Methylcyclopentadienyl manganese tricarbonyl (MMT) is an organic manganese (Mn) compound added to unleaded gasoline. It has been suggested that the combustion products of MMT containing Mn, such as manganese phosphate, could cause neurological symptoms similar to Parkinson's disease in humans. The aim of this work was to investigate the exposure–response relationship of bioaccumulation, neuropathology, and neurobehavior following a subchronic inhalation exposure to manganese phosphate in Sprague–Dawley male rats. Rats were exposed 6 h/day, 5 days/week for 13 consecutive weeks at 30, 300, or 3000 μg/m 3 Mn phosphate and compared to controls. Some rats were implanted with chronic EMG electrodes in the gastrocnemius muscle of the hind limb to assess tremor at the end of Mn exposure. Spontaneous motor activity was measured for 36 h using a computerized autotrack system.

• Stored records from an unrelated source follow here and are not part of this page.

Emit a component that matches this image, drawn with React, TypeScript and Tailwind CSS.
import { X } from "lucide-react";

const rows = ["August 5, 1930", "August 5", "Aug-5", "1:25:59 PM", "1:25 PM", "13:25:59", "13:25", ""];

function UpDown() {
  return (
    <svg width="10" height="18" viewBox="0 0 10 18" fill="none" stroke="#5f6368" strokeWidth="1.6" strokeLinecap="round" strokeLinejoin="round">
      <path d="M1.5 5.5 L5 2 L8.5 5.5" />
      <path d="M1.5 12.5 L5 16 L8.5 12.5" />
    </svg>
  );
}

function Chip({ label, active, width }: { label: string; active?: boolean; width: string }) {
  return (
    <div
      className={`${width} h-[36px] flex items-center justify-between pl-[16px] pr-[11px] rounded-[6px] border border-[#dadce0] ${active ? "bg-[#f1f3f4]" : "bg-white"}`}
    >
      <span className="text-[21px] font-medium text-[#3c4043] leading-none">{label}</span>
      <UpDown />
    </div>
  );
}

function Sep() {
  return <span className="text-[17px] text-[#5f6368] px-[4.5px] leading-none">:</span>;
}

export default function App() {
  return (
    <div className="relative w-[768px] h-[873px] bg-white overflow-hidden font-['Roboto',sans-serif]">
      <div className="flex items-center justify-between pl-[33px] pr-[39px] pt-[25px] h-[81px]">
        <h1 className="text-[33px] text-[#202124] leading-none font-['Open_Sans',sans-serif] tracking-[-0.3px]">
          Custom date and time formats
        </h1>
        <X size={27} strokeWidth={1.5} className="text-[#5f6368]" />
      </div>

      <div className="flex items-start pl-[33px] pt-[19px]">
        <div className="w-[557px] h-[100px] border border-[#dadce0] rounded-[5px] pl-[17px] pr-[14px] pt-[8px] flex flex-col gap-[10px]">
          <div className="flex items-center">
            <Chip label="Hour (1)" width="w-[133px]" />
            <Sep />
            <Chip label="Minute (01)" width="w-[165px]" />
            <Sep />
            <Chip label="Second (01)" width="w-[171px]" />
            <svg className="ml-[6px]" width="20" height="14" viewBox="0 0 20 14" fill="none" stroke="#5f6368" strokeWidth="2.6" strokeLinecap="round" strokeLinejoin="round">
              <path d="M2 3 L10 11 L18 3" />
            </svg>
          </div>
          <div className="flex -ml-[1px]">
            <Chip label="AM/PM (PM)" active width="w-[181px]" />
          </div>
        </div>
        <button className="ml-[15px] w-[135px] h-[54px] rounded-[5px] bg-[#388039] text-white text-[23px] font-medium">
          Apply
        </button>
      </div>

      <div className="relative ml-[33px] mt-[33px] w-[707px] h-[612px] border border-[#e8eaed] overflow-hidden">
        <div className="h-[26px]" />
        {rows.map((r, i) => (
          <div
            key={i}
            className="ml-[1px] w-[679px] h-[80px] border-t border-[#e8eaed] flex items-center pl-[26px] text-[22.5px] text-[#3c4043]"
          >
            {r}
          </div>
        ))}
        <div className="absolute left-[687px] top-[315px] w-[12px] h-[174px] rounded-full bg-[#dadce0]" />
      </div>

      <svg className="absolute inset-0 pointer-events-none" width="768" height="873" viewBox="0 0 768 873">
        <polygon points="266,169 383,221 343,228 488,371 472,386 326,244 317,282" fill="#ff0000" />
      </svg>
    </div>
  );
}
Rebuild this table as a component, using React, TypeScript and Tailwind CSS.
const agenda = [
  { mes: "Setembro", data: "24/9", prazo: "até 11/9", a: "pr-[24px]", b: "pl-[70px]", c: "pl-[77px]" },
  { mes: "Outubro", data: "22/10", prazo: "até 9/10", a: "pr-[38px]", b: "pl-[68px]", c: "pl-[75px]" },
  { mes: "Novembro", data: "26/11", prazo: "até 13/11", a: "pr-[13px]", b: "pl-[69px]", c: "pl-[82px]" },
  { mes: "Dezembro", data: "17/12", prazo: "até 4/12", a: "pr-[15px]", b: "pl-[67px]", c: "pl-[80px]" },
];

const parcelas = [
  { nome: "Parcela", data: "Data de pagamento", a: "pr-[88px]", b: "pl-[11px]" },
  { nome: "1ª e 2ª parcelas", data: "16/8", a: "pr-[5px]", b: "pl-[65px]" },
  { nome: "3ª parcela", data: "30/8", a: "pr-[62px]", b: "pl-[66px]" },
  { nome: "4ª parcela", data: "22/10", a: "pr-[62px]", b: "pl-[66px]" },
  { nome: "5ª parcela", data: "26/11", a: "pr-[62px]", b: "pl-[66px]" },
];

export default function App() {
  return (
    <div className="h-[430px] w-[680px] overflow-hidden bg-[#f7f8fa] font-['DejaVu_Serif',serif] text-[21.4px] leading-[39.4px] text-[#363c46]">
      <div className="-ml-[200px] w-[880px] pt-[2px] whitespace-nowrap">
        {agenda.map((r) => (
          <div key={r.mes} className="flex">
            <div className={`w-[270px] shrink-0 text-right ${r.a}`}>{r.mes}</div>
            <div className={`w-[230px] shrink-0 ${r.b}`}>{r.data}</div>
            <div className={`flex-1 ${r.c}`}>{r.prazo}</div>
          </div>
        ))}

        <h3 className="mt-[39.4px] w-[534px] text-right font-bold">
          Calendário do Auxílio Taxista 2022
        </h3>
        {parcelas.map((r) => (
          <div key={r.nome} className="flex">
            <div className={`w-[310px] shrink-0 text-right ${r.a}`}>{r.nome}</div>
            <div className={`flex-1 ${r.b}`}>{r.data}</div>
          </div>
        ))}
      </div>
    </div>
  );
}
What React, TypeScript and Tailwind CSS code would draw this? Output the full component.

Rats were then sacrificed by exsanguination and Mn level in different brain tissues and other organs was determined by instrumental neutron activation analysis. Neuronal cell counts were obtained by assessing the sum of five grid areas for the caudate/putamen and the sum of two adjacent areas for the globus pallidus. Increased manganese concentrations were observed in all tissues of the brain and was dose-dependent in olfactory bulb and caudate/putamen. In fact, beginning with the highest level of exposure (3000 μg/m 3) and ending with the control group, Mn concentrations in the olfactory bulb were 2.47 vs 1.28 vs 0.77 vs 0.64 ppm ( P < 0.05) while for the caudate/putamen, Mn concentrations were 1.06 vs 0.73 vs 0.62 vs 0.47 ppm ( P < 0.05). The Mn concentrations in lung were also dose-dependent (10.30 vs 1.40 vs 0.42 vs 0.17 ppm; P < 0.05). No statistical difference was observed for loss of neurons in caudate/putamen and globus pallidus. Locomotor activity assessment and tremor assessment did not reveal in neurobehavioral changes between the groups. Our results reinforce the hypothesis that the olfactory bulb and caudate/putamen are the main brain tissues for Mn accumulation after subchronic inhalation exposure.